Under some circumstances, you can take land that doesn't belong to you, occupy it and eventually become the legal owner. Although squatters occasionally take property by adverse possession, it's more common for public utilities to begin paying unpaid taxes on unoccupied land and eventually become the legal owners. A neighbor may treat a border area as her own when it actually belongs to the individual who lives next door, and if this goes on long enough without objection, she may become the legal owner.
How Adverse Possession Works
Adverse possession begins when an individual or entity takes, uses or otherwise occupies land that legally belongs to someone else. According to attorney Harry J. Garrity, government bodies favor the use of land over disuse. An article by Harvard Law School's William C. Marra mentions this reasoning, as well as four related theories, including the issue of _quiet title._ This proposes that the law encourages the sale and transfer of property by assuring a buyer that whoever now physically possesses the property has the right to sell it. Marra points out that the quiet title justification isn't particularly relevant in an age when all title records are fully available from local governments.
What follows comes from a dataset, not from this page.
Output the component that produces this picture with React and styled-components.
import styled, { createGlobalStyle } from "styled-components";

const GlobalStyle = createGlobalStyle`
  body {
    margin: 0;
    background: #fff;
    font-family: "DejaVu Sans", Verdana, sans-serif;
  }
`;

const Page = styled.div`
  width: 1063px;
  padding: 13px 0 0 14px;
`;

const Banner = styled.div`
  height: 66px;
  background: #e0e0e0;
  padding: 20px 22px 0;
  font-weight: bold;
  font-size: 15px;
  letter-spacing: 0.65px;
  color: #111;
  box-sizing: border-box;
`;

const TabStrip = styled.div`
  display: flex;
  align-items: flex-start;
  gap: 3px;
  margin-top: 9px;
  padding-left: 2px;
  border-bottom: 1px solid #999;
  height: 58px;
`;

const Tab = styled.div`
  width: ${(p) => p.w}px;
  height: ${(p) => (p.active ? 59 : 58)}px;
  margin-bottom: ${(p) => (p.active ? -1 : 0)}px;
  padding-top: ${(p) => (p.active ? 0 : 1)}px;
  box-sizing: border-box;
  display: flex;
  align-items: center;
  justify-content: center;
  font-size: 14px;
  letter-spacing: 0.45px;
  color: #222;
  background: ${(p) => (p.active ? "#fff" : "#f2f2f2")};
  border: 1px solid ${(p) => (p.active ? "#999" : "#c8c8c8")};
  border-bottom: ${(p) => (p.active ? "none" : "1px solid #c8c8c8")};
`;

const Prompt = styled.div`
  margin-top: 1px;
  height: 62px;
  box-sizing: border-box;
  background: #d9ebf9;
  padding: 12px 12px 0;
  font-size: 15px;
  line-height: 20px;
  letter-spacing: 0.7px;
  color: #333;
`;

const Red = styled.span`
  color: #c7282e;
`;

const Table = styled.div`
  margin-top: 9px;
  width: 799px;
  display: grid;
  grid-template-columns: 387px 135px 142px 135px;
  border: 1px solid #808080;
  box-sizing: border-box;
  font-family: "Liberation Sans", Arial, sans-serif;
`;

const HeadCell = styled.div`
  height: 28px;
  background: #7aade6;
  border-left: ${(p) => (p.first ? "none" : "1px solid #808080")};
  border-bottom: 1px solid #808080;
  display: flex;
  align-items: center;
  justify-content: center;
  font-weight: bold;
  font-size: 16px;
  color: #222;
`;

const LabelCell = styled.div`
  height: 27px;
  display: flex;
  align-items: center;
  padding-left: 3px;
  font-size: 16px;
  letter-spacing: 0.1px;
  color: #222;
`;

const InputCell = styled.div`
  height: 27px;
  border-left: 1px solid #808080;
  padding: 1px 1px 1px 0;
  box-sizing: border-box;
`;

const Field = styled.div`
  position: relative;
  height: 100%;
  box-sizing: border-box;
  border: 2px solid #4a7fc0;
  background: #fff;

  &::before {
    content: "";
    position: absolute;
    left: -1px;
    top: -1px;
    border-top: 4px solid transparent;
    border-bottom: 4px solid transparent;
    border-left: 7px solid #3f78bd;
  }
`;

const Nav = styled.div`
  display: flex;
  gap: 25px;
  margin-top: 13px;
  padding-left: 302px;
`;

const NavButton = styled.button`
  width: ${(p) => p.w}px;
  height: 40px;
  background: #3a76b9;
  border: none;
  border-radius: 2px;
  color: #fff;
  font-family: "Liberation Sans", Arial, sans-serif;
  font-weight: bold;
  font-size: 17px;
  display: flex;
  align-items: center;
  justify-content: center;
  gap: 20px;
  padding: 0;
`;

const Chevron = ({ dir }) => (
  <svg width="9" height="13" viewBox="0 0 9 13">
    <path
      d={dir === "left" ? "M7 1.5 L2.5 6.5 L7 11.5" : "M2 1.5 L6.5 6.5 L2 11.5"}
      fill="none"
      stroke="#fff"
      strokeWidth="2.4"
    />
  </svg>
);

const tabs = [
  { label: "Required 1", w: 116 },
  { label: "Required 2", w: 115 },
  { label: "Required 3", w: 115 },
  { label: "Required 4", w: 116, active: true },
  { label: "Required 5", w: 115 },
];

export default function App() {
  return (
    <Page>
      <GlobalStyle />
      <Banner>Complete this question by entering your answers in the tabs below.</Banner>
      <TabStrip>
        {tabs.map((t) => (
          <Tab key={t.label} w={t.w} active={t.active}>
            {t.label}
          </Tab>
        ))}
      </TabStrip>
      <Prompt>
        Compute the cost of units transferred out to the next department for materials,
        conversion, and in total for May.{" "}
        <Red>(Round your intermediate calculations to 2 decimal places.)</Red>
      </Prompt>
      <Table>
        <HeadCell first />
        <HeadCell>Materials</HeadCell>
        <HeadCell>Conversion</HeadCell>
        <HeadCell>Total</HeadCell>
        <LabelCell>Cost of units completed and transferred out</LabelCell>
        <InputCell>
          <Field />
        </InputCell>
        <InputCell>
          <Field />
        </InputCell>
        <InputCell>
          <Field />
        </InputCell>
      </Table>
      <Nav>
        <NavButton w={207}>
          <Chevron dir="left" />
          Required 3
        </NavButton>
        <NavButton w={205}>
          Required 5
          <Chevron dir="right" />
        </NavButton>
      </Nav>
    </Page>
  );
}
The law remains on the books in many local and state governments nevertheless and challenges to it in the 21st century have had mixed results.
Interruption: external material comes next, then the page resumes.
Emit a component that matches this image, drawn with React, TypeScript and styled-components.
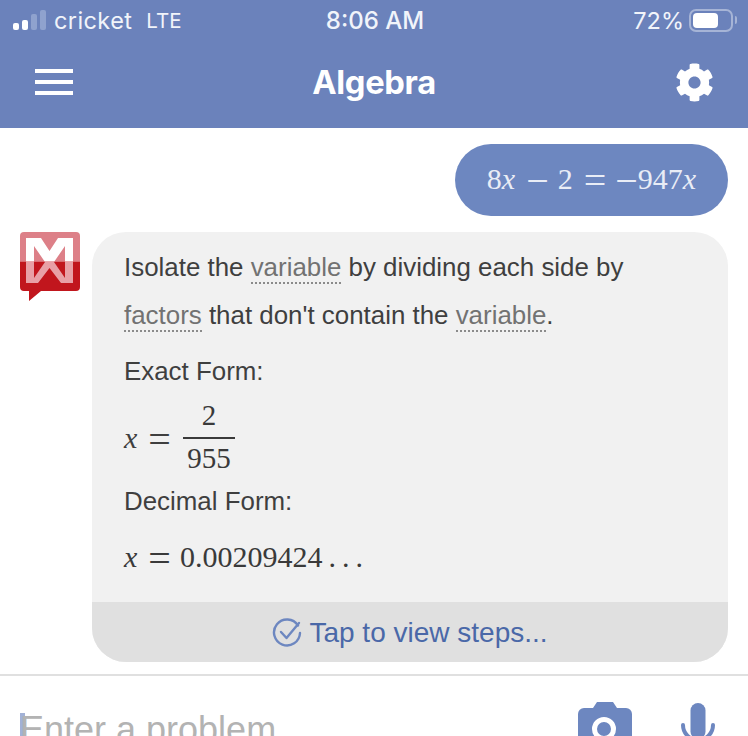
import styled, { createGlobalStyle } from "styled-components";
import { FaCog } from "react-icons/fa";

const GlobalStyle = createGlobalStyle`
  html, body {
    margin: 0;
    padding: 0;
    background: #fff;
  }
  * {
    box-sizing: border-box;
  }
`;

const Page = styled.div`
  width: 748px;
  height: 736px;
  overflow: hidden;
  background: #fff;
  font-family: "Liberation Sans", Arial, sans-serif;
  color: #3f3f3f;
`;

const Header = styled.header`
  height: 128px;
  background: #6b82bb;
  color: #fff;
`;

const StatusBar = styled.div`
  height: 40px;
  padding: 0 11px 0 13px;
  display: grid;
  grid-template-columns: 1fr auto 1fr;
  align-items: center;
  font-family: Inter, "Liberation Sans", sans-serif;
  font-size: 23.5px;
  color: #f1f4fa;
`;

const Carrier = styled.div`
  display: flex;
  align-items: center;
  gap: 8px;
  letter-spacing: 0.4px;
`;

const Signal = styled.div`
  display: flex;
  align-items: flex-end;
  gap: 3px;
  height: 20px;
`;

const SignalBar = styled.span<{ $h: number; $on?: boolean }>`
  width: 6px;
  height: ${(p) => p.$h}px;
  border-radius: 2px;
  background: ${(p) => (p.$on ? "#fff" : "#8fa2ce")};
`;

const Lte = styled.span`
  margin-left: 6px;
  font-size: 20.5px;
  letter-spacing: 0;
`;

const Clock = styled.div`
  font-size: 24px;
  font-weight: 500;
`;

const BatteryArea = styled.div`
  display: flex;
  justify-content: flex-end;
  align-items: center;
  gap: 5px;
`;

const Battery = styled.div`
  width: 44px;
  height: 23px;
  border: 2px solid #a6b4d6;
  border-radius: 7px;
  padding: 2px 13px 2px 2px;
`;

const BatteryFill = styled.div`
  height: 100%;
  background: #fff;
  border-radius: 4px;
`;

const BatteryTip = styled.span`
  width: 2px;
  height: 8px;
  margin-left: -3px;
  background: #a6b4d6;
  border-radius: 0 2px 2px 0;
`;

const NavBar = styled.div`
  height: 88px;
  padding: 0 34px 4px 35px;
  display: flex;
  align-items: center;
  justify-content: space-between;
`;

const Menu = styled.div`
  width: 38px;
  display: flex;
  flex-direction: column;
  gap: 7px;
`;

const MenuLine = styled.span`
  height: 4px;
  background: #fff;
`;

const Title = styled.h1`
  margin: 0;
  font-size: 32.7px;
  font-weight: 700;
  font-family: Inter, "Liberation Sans", sans-serif;
  letter-spacing: -0.3px;
`;

const GearIcon = styled(FaCog)`
  width: 39px;
  height: 39px;
  color: #fff;
`;

const Chat = styled.main`
  padding: 16px 20px 0;
  display: flex;
  flex-direction: column;
  gap: 16px;
`;

const UserBubble = styled.div`
  align-self: flex-end;
  width: 273px;
  height: 72px;
  padding-bottom: 3px;
  border-radius: 36px;
  background: #6d87c0;
  color: #e9edf6;
  display: flex;
  align-items: center;
  justify-content: center;
`;

const MathLine = styled.span`
  font-family: "Liberation Serif", "DejaVu Serif", serif;
  font-size: 30px;
  white-space: pre;
`;

const Var = styled.i`
  font-family: "Liberation Serif", serif;
  font-style: italic;
`;

const Op = styled.span<{ $unary?: boolean }>`
  font-size: 40px;
  line-height: 0;
  vertical-align: -5px;
  margin: ${(p) => (p.$unary ? "0" : "0 9px 0 11px")};
`;

const Dots = styled.span`
  word-spacing: -1.5px;
`;

const Answer = styled.section`
  display: flex;
  gap: 12px;
  align-items: flex-start;
`;

const Card = styled.div`
  width: 636px;
  height: 430px;
  border-radius: 34px;
  background: #f1f1f1;
  overflow: hidden;
  display: flex;
  flex-direction: column;
`;

const CardBody = styled.div`
  flex: 1;
  padding: 12px 32px 0;
  font-size: 25.9px;
`;

const Sentence = styled.p`
  margin: 0;
  line-height: 47.5px;
`;

const Term = styled.span`
  color: #727272;
  border-bottom: 2px dotted #8b8b8b;
  padding-bottom: 1px;
`;

const FormLabel = styled.div<{ $top: number }>`
  margin-top: ${(p) => p.$top}px;
  line-height: 32px;
`;

const FractionRow = styled.div`
  margin-top: 12px;
  display: flex;
  align-items: center;
  gap: 3px;
  height: 78px;
`;

const Fraction = styled.span`
  display: inline-flex;
  flex-direction: column;
  align-items: center;
  width: 52px;
  font-family: "Liberation Serif", serif;
  font-size: 29px;
  line-height: 36px;
  color: #3a3a3a;
`;

const Numerator = styled.span`
  width: 100%;
  height: 38px;
  line-height: 28px;
  text-align: center;
  border-bottom: 2px solid #3a3a3a;
`;

const Denominator = styled.span`
  margin-top: 1px;
`;

const DecimalRow = styled.div`
  margin-top: 23px;
  color: #3a3a3a;
`;

const StepsBar = styled.div`
  height: 60px;
  padding-top: 2px;
  background: #e0e0e0;
  color: #4a68a8;
  display: flex;
  align-items: center;
  justify-content: center;
  gap: 7px;
  font-size: 28px;
`;

const InputBar = styled.footer`
  margin-top: 12px;
  height: 63px;
  border-top: 2px solid #e0e0e0;
  padding: 27px 33px 0 20px;
  display: flex;
  align-items: flex-start;
`;

const Caret = styled.span`
  width: 5px;
  height: 40px;
  margin-top: 10px;
  background: #a2b1d6;
  flex: none;
`;

const Placeholder = styled.span`
  flex: 1;
  margin-left: -5px;
  margin-top: 7px;
  font-size: 36px;
  color: #b3b3b3;
  line-height: 40px;
  white-space: nowrap;
`;

const InputIcons = styled.div`
  display: flex;
  gap: 49px;
  margin-top: -1px;
`;

const LOGO_M =
  "M6 6H53V51H6zM21 6L29.5 19L38 6zM14 14V46L25 30zM45 14V46L34 30zM18 51H41L29.5 36z";

const Logo = () => (
  <svg width="60" height="70" viewBox="0 0 60 70" style={{ flex: "none" }}>
    <defs>
      <clipPath id="logo-top">
        <rect x="0" y="0" width="60" height="29.5" />
      </clipPath>
      <clipPath id="logo-bottom">
        <rect x="0" y="29.5" width="60" height="30" />
      </clipPath>
    </defs>
    <path d="M4 0H56a4 4 0 0 1 4 4V29.5H0V4a4 4 0 0 1 4-4z" fill="#dd8088" />
    <path d="M0 29.5H60V55a4 4 0 0 1-4 4H21L9 69V59H4a4 4 0 0 1-4-4z" fill="#c1161d" />
    <path d={LOGO_M} fillRule="evenodd" fill="#fff" clipPath="url(#logo-top)" />
    <path d={LOGO_M} fillRule="evenodd" fill="#e8a0a6" clipPath="url(#logo-bottom)" />
  </svg>
);

const CheckCircle = () => (
  <svg width="30" height="30" viewBox="0 0 30 30" fill="none" stroke="#6d87c0" strokeWidth="2.4">
    <path d="M26 7.5A13 13 0 1 0 28 15" strokeLinecap="round" />
    <path d="M9 14l5.5 6L27 5" strokeLinecap="round" strokeLinejoin="round" />
  </svg>
);

const Camera = () => (
  <svg width="54" height="40" viewBox="0 0 54 40">
    <path
      fillRule="evenodd"
      d="M6 6H15L19 0H35L39 6H48a6 6 0 0 1 6 6V60H0V12a6 6 0 0 1 6-6zM26 15a12 12 0 1 0 0 24a12 12 0 1 0 0-24zM26 20a7 7 0 1 1 0 14a7 7 0 1 1 0-14z"
      fill="#6d87c0"
    />
  </svg>
);

const Mic = () => (
  <svg width="34" height="40" viewBox="0 0 34 40" fill="none">
    <rect x="9.5" y="1" width="15" height="36" rx="7.5" fill="#6d87c0" />
    <path d="M2 23a15 15 0 0 0 30 0" stroke="#6d87c0" strokeWidth="4" strokeLinecap="round" />
  </svg>
);

export default function App() {
  return (
    <Page>
      <GlobalStyle />
      <Header>
        <StatusBar>
          <Carrier>
            <Signal>
              <SignalBar $h={7} $on />
              <SignalBar $h={10} $on />
              <SignalBar $h={16} />
              <SignalBar $h={20} />
            </Signal>
            cricket
            <Lte>LTE</Lte>
          </Carrier>
          <Clock>8:06 AM</Clock>
          <BatteryArea>
            72%
            <Battery>
              <BatteryFill />
            </Battery>
            <BatteryTip />
          </BatteryArea>
        </StatusBar>
        <NavBar>
          <Menu>
            <MenuLine />
            <MenuLine />
            <MenuLine />
          </Menu>
          <Title>Algebra</Title>
          <GearIcon />
        </NavBar>
      </Header>
      <Chat>
        <UserBubble>
          <MathLine>
            8<Var>x</Var>
            <Op>−</Op>2<Op>=</Op>
            <Op $unary>−</Op>947<Var>x</Var>
          </MathLine>
        </UserBubble>
        <Answer>
          <Logo />
          <Card>
            <CardBody>
              <Sentence>
                Isolate the <Term>variable</Term> by dividing each side by
              </Sentence>
              <Sentence>
                <Term>factors</Term> that don't contain the <Term>variable</Term>.
              </Sentence>
              <FormLabel $top={16}>Exact Form:</FormLabel>
              <FractionRow>
                <MathLine>
                  <Var>x</Var>
                  <Op>=</Op>
                </MathLine>
                <Fraction>
                  <Numerator>2</Numerator>
                  <Denominator>955</Denominator>
                </Fraction>
              </FractionRow>
              <FormLabel $top={8}>Decimal Form:</FormLabel>
              <DecimalRow>
                <MathLine>
                  <Var>x</Var>
                  <Op>=</Op>0.00209424<Dots> . . .</Dots>
                </MathLine>
              </DecimalRow>
            </CardBody>
            <StepsBar>
              <CheckCircle />
              Tap to view steps...
            </StepsBar>
          </Card>
        </Answer>
      </Chat>
      <InputBar>
        <Caret />
        <Placeholder>Enter a problem</Placeholder>
        <InputIcons>
          <Camera />
          <Mic />
        </InputIcons>
      </InputBar>
    </Page>
  );
}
Four Requirements to Take Adverse Possession
The legal website Nolo explains four conditions necessary if you want to take property by adverse possession.
• The action must be hostile. This doesn't mean coming in armed. Even unknowing possession is commonly considered hostile when the taking was not agreed on by the two parties. Deliberate trespass and inadvertent encroachment can qualify as hostile.
• The trespasser's possession must be actual. This word appears in many statutes governing adverse possession. Some statutes require that you confirm the reality of the possession by living on the property or improving it.
• The possession must be open and notorious. It must be obvious to anyone looking at the property that you're occupying it.
• The occupation must be exclusive and continuous. You can't share occupancy of the property with anyone else, including the owner. You can't come and go for extended periods of time. "Continuous" doesn't mean the trespasser can't leave the property at all. Exactly how long you must occupy the property varies from state to state. It takes 20 years in Massachusetts, but only five years in California and Montana, provided you pay the property taxes during this time.